The Syrian embassy in Qatar mourns the death of Muhammed Faris, Syria’s first astronaut and a prominent figure in the Syrian revolution, as thousands gather in tribute.
The Syrian embassy in Qatar held a funeral service on Monday following the death of Muhammed Faris, the first Syrian, second Arab in space and a vocal opponent of the Bashar Al Assad regime.
Faris died on Friday at the age of 72 in Turkey, where he was exiled for more than a decade, leaving behind a legacy in the Syrian revolution and the entirety of Arab space exploration.
The prominent figure left Syria in 2012 due to the Assad regime’s crackdown on pro-democracy and anti-regime protests, which plunged the country into a deadly war.
The funeral in Qatar took place on the same day Faris’s body was transported to the city of Azaz, North Aleppo, where he was laid to rest.
Thousands of mourners gathered in the area upon the arrival of his casket in a funeral scene that Syrians said they had not witnessed in years.
Speaking to Doha News, Bilal Turkiah, Charge d’Affairs at the Syrian Embassy in Qatar, said that the late general had gained the love of Syrians everywhere for his support for the revolution.
“And this is what made the Syrian regime isolate him after his trip [to outer space],” Turkiah said.
“We all lost him, and this is a great loss for us as Syrians and Arabs, and we ask God Almighty to have mercy on him and admit him to the highest paradise,” Turkiah added.
Dubbed the ‘Neil Armstrong of the Arab World’, Faris embarked on his journey to space in 1987 with the Soviet Union’s Interkosmos spaceflight programme. He became the first Syrian in space and the second Arab to achieve this milestone after Saudi Arabia’s Sultan ibn Salman Al Saud in 1985.
His missions enabled him to conduct important scientific experiments, where space granted him a freedom that he had not witnessed on planet Earth, in his homeland. He had only hoped to bring back change and development to Syria.
Faris was celebrated by tens of thousands of proud Syrians upon his return, something that angered former leader Hafez Al-Assad, the father of the current president.
Some had pointed to the fact that the former president did not hang the medal on Faris’s neck and instead handed it inside a box. Filled with ambition, Faris asked the then-leader to fund a national space programme to expand Syria’s mark in space, but his light was dimmed by Assad.
“He [Hafez Assad] wanted to keep his people uneducated and divided, with limited understanding,” Fares said in an interview with The Guardian in 2016.
“That’s how dictators stay in power. The very thought of giving the people the vision that a space science institute would give them was dangerous,” he added.
Instead of building the future he envisioned, he was installed at the Air Force College where he taught how to fly fighter jets.

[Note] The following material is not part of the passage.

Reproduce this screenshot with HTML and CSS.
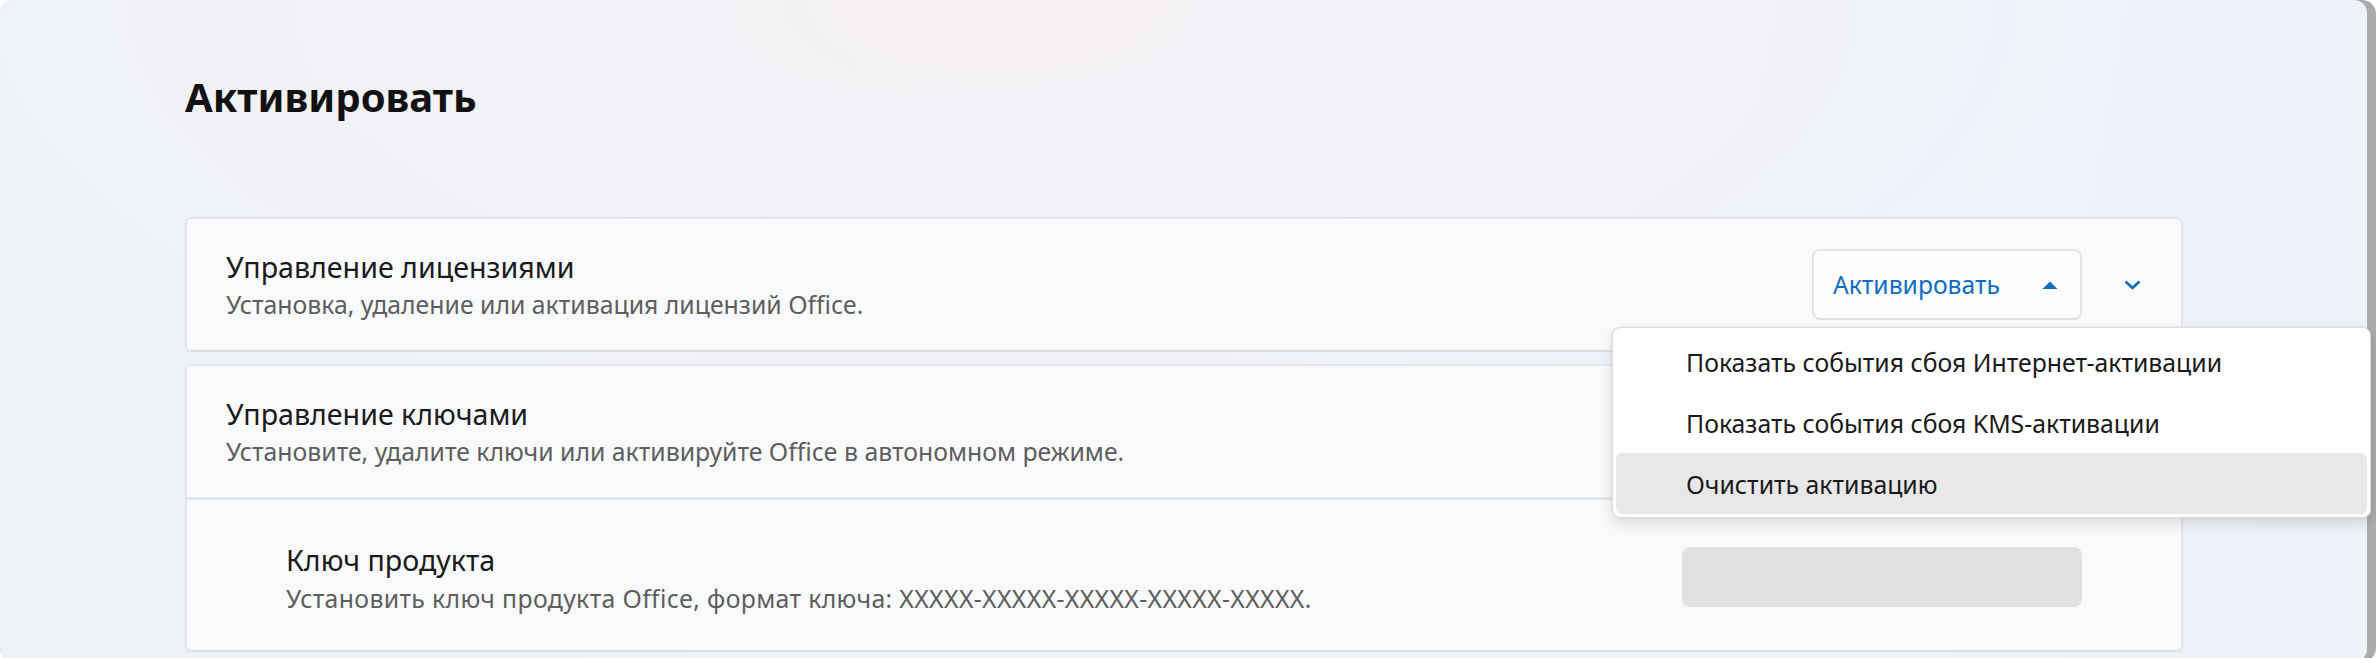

Faris became a Major General in the Syrian Air Force and was also one of the five top generals in Syria who defected from the regime in 2012.

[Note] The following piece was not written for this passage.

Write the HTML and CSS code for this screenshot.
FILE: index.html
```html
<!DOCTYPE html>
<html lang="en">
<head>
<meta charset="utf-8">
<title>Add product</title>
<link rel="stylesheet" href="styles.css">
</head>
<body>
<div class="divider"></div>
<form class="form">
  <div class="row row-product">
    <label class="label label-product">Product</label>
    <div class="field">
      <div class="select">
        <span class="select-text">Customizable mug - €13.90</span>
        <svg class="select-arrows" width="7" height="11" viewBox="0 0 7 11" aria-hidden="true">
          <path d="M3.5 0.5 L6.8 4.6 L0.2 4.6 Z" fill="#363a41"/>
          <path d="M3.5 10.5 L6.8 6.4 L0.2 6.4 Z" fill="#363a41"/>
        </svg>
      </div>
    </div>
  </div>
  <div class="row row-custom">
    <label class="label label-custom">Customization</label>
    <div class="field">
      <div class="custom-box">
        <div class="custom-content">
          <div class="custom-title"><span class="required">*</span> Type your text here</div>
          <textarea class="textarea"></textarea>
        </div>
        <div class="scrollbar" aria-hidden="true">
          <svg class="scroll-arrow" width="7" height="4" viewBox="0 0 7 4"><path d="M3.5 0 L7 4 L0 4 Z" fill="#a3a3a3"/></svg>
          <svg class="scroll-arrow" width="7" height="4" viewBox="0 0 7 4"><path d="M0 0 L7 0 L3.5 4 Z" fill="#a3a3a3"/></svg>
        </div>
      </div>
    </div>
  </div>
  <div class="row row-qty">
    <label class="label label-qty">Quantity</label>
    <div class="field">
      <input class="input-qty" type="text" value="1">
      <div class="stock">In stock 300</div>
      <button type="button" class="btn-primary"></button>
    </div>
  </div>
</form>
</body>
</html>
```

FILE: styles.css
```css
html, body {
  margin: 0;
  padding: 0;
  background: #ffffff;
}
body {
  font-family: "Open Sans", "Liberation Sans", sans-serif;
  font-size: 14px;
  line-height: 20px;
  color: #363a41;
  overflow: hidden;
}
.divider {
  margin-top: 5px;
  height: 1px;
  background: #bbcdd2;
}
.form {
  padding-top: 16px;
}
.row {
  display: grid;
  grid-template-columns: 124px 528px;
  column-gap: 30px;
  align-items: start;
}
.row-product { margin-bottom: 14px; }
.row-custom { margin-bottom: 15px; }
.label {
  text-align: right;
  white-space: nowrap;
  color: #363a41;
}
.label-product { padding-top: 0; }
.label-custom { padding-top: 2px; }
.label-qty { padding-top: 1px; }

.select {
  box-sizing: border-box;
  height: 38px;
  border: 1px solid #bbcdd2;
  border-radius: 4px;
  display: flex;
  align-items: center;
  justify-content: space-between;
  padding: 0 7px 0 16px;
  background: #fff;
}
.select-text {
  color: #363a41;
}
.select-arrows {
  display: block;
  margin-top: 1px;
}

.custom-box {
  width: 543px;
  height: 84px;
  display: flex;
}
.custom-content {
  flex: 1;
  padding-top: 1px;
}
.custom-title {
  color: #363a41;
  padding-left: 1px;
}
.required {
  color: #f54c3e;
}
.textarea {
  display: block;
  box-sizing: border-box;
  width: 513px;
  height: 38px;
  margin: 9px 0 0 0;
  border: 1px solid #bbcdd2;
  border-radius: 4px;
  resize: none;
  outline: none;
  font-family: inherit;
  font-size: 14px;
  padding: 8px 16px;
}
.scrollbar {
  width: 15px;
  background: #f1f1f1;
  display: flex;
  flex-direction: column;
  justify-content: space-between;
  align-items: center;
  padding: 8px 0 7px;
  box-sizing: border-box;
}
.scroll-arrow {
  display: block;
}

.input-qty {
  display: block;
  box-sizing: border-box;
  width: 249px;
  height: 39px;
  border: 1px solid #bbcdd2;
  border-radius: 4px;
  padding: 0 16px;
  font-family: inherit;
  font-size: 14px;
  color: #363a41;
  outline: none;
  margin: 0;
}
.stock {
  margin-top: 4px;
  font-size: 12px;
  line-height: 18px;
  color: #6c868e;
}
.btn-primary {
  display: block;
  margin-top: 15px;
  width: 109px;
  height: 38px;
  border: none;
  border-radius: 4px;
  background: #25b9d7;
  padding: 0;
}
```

“The general, at the time of the revolution, sided with the Syrian people, he chose his conscience and chose to be with his people against injustice and tyranny,” Turkiah told Doha News.
Faris spent the rest of his life in Gaziantep as the Assad regime continued to brutally kill and displace civilians in Syria. There are 3.1 million Syrian refugees in Turkiye—the biggest host of those who fled Syria—followed by Lebanon and Jordan.
In his life in Turkiye, Faris had a notable presence among millions of other Syrians in exile as well as Turkish educational institutions. He was a voice for Syrian refugees and maintained his vocal criticism of Assad.
However, he still had hope to be in a peaceful, prosperous Syria before he left this world.
“My dream is to sit in my country with my garden and see children play outside without the fear of bombs,” he said in 2016.
“We will see it, I know we will see it. I just wanted a better future for my children, but external influence on the revolution has messed it all up. It’s very difficult,” he added.